What is expected:
Below are some records. Retype exactly the lines from the one containing "Clone this screenshot" through the one containing "export default App;", both included, skipping every picture.

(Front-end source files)
———

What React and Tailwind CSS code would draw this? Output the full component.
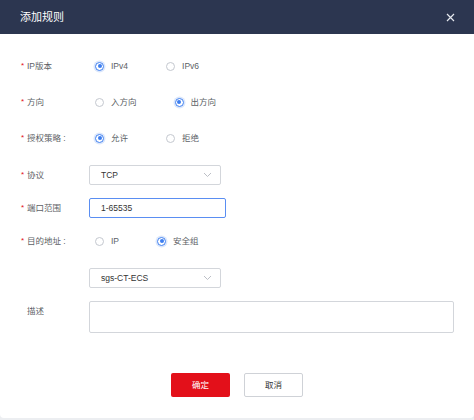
import React, { useState } from "react";

const font = { fontFamily: '"Liberation Sans", "Noto Sans CJK SC", sans-serif' };

function Radio({ checked, label, onClick }) {
  return (
    <button type="button" onClick={onClick} className="flex items-center gap-[7px] text-[8.5px] leading-[9px] text-[#5c5f66]">
      <span
        className={
          "flex h-[9px] w-[9px] items-center justify-center rounded-full border " +
          (checked ? "border-[#3d7ef0] shadow-[0_0_0_1.5px_#dbe7fb]" : "border-[#c4c8cf]")
        }
      >
        {checked && <span className="h-[4px] w-[4px] rounded-full bg-[#3d7ef0]" />}
      </span>
      <span className="pt-[1px]">{label}</span>
    </button>
  );
}

function RadioGroup({ options, value, onChange }) {
  return (
    <div className="flex h-[20px] items-center gap-[38px] pl-[6px]">
      {options.map((o) => (
        <Radio key={o} label={o} checked={value === o} onClick={() => onChange(o)} />
      ))}
    </div>
  );
}

function Label({ text, required = true }) {
  return (
    <div className="flex w-[69px] shrink-0 items-center text-[8.5px] text-[#5c5f66]">
      <span className={"w-[7px] pl-[1px] text-[8px] " + (required ? "text-[#e3101a]" : "text-transparent")}>*</span>
      <span>{text}</span>
    </div>
  );
}

function Select({ value }) {
  return (
    <div className="flex h-[20px] w-[132px] items-center justify-between rounded-[2px] border border-[#d3d6db] pl-[11px] pr-[8px] text-[8.5px] text-[#333]">
      <span>{value}</span>
      <svg width="9" height="6" viewBox="0 0 9 6" fill="none">
        <path d="M1 1l3.5 3.5L8 1" stroke="#b4b8bf" strokeWidth="0.9" />
      </svg>
    </div>
  );
}

export default function App() {
  const [ipVer, setIpVer] = useState("IPv4");
  const [dir, setDir] = useState("出方向");
  const [policy, setPolicy] = useState("允许");
  const [dest, setDest] = useState("安全组");

  return (
    <div className="h-[420px] w-[474px] bg-[#eceef1]" style={font}>
      <div className="flex h-[418px] flex-col rounded-b-[4px] bg-white">
        <div className="flex h-[34px] items-center justify-between bg-[#2c3650] px-[20px]">
          <span className="text-[11px] text-white">添加规则</span>
          <svg width="9" height="9" viewBox="0 0 9 9" className="mr-[-1px]">
            <path d="M1 1l7 7M8 1L1 8" stroke="#e6e9ef" strokeWidth="1.2" />
          </svg>
        </div>

        <div className="flex flex-col px-[20px] pt-[22px]">
          <div className="flex items-center">
            <Label text="IP版本" />
            <RadioGroup options={["IPv4", "IPv6"]} value={ipVer} onChange={setIpVer} />
          </div>
          <div className="mt-[16px] flex items-center">
            <Label text="方向" />
            <RadioGroup options={["入方向", "出方向"]} value={dir} onChange={setDir} />
          </div>
          <div className="mt-[16px] flex items-center">
            <Label text="授权策略 :" />
            <RadioGroup options={["允许", "拒绝"]} value={policy} onChange={setPolicy} />
          </div>
          <div className="mt-[17px] flex items-center">
            <Label text="协议" />
            <Select value="TCP" />
          </div>
          <div className="mt-[13px] flex items-center">
            <Label text="端口范围" />
            <input
              defaultValue="1-65535"
              className="h-[20px] w-[137px] rounded-[2px] border border-[#5a8ef2] pl-[11px] text-[8.5px] text-[#333] outline-none"
            />
          </div>
          <div className="mt-[13px] flex items-center">
            <Label text="目的地址 :" />
            <RadioGroup options={["IP", "安全组"]} value={dest} onChange={setDest} />
          </div>
          <div className="mt-[17px] flex items-center">
            <Label text="" required={false} />
            <Select value="sgs-CT-ECS" />
          </div>
          <div className="mt-[13px] flex items-start">
            <div className="pt-[4px]">
              <Label text="描述" required={false} />
            </div>
            <textarea className="h-[32px] flex-1 resize-none rounded-[2px] border border-[#d3d6db] outline-none" />
          </div>
        </div>

        <div className="mt-[40px] flex justify-center gap-[14px]">
          <button className="h-[24px] w-[59px] rounded-[2px] bg-[#e3101a] text-[8.5px] text-white">确定</button>
          <button className="h-[24px] w-[59px] rounded-[2px] border border-[#cfd2d7] bg-white text-[8.5px] text-[#333]">取消</button>
        </div>
      </div>
    </div>
  );
}
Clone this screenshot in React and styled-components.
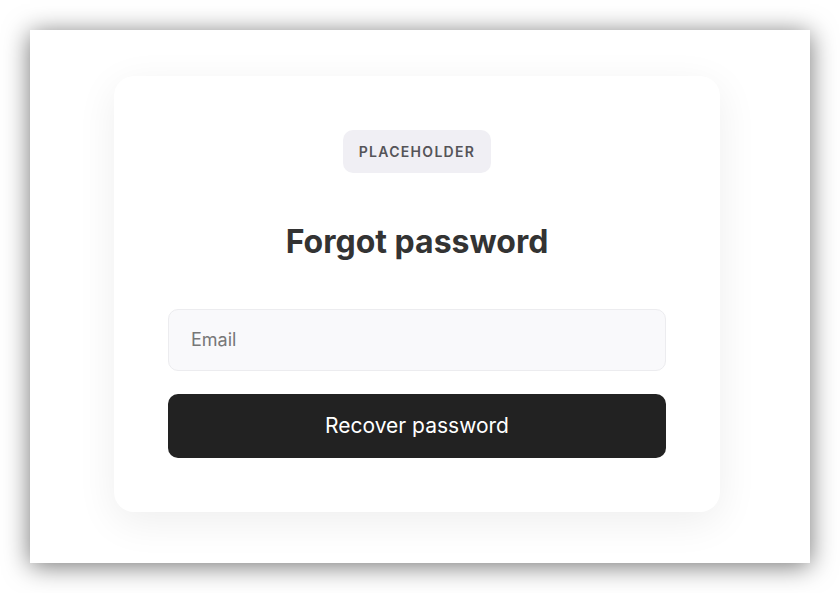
import styled, { createGlobalStyle } from "styled-components";

const GlobalStyle = createGlobalStyle`
    html, body {
        margin: 0;
        padding: 0;
        background: #FFF;
        font-family: Inter, "Noto Sans", sans-serif;
    }
`;

const App = () => {
    return (
        <>
            <GlobalStyle />
            <Page>
                <Frame>
                    <Card>
                        <Badge>PLACEHOLDER</Badge>
                        <Title>Forgot password</Title>
                        <Form onSubmit={(e) => e.preventDefault()}>
                            <Input type="email" placeholder="Email" />
                            <Button type="submit">Recover password</Button>
                        </Form>
                    </Card>
                </Frame>
            </Page>
        </>
    );
};

export default App;

const Page = styled.div`
    width: 840px;
    height: 593px;
    padding: 30px;
    box-sizing: border-box;
`;

const Frame = styled.div`
    width: 780px;
    height: 533px;
    background: #FFF;
    box-shadow: 0 3px 24px rgba(0, 0, 0, 0.55);
    display: flex;
    align-items: center;
    justify-content: center;
`;

const Card = styled.div`
    width: 606px;
    box-sizing: border-box;
    margin-right: 6px;
    margin-bottom: 6px;
    padding: 54px;
    background: #FFF;
    border-radius: 20px;
    box-shadow: 0 10px 40px rgba(0, 0, 0, 0.07);
    display: flex;
    flex-direction: column;
    align-items: center;
`;

const Badge = styled.div`
    height: 43px;
    padding: 0 16px;
    box-sizing: border-box;
    display: flex;
    align-items: center;
    background: #F0EFF4;
    border-radius: 10px;
    font-size: 14px;
    font-weight: 600;
    letter-spacing: 1.3px;
    color: #555458;
`;

const Title = styled.h1`
    margin: 50px 0 48px 0;
    font-size: 32px;
    line-height: 38px;
    font-weight: 700;
    color: #333;
`;

const Form = styled.form`
    width: 100%;
    display: flex;
    flex-direction: column;
    gap: 23px;
`;

const Input = styled.input`
    height: 62px;
    box-sizing: border-box;
    padding: 0 22px;
    background: #F9F9FB;
    border: 1px solid #ECECEF;
    border-radius: 10px;
    font-family: inherit;
    font-size: 18px;
    color: #333;
    outline: none;

    &::placeholder {
        color: #777;
    }
`;

const Button = styled.button`
    height: 64px;
    background: #222;
    border: none;
    border-radius: 10px;
    font-family: inherit;
    font-size: 21px;
    font-weight: 400;
    color: #FFF;
    cursor: pointer;
`;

———

Response to the task:
Clone this screenshot in React and styled-components.
import styled, { createGlobalStyle } from "styled-components";

const GlobalStyle = createGlobalStyle`
    html, body {
        margin: 0;
        padding: 0;
        background: #FFF;
        font-family: Inter, "Noto Sans", sans-serif;
    }
`;

const App = () => {
    return (
        <>
            <GlobalStyle />
            <Page>
                <Frame>
                    <Card>
                        <Badge>PLACEHOLDER</Badge>
                        <Title>Forgot password</Title>
                        <Form onSubmit={(e) => e.preventDefault()}>
                            <Input type="email" placeholder="Email" />
                            <Button type="submit">Recover password</Button>
                        </Form>
                    </Card>
                </Frame>
            </Page>
        </>
    );
};

export default App;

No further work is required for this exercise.